Input material:
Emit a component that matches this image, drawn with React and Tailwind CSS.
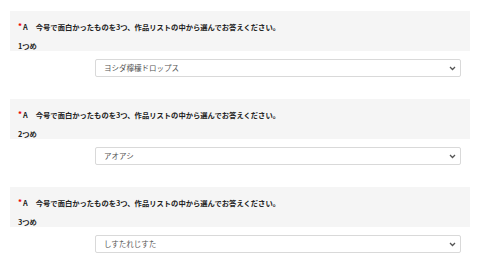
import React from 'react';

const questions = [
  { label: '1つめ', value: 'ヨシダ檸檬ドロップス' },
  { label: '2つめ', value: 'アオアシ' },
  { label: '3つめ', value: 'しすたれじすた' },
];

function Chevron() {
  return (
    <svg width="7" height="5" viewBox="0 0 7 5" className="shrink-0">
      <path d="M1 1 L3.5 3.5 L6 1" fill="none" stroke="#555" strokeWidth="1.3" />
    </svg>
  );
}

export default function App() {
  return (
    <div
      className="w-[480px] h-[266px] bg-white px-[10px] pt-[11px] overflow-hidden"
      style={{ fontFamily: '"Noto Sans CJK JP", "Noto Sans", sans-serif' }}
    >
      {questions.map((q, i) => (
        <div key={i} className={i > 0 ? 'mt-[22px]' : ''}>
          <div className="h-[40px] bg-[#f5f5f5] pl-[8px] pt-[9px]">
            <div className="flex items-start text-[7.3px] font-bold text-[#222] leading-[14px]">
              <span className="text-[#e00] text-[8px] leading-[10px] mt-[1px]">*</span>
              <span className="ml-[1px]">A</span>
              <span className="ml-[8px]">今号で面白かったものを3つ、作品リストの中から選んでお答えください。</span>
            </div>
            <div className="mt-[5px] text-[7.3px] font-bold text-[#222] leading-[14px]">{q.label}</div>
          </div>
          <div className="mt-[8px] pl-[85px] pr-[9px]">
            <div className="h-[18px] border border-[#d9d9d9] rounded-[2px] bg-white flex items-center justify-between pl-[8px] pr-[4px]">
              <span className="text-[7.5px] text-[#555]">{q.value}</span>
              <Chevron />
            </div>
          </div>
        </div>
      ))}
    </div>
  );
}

* * *

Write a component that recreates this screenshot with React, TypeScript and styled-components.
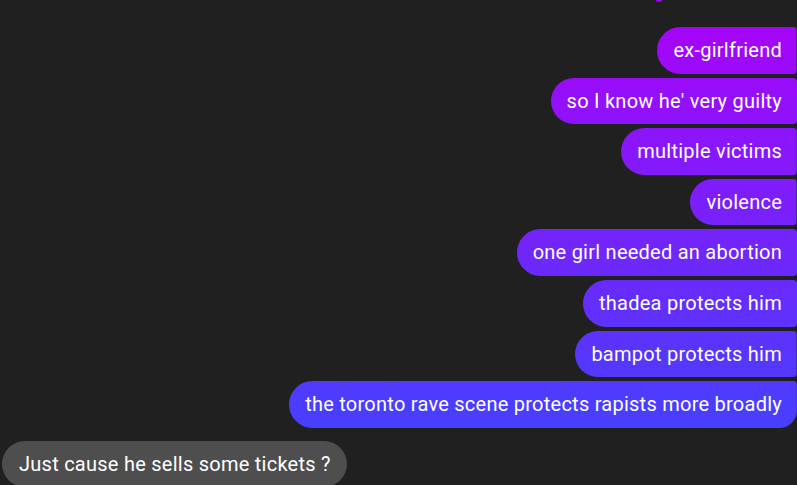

Short exercise: Where a line in the entries holds the word "this", copy that line.

Exercise output:
Emit a component that matches this image, drawn with React and Tailwind CSS.
Write a component that recreates this screenshot with React, TypeScript and styled-components.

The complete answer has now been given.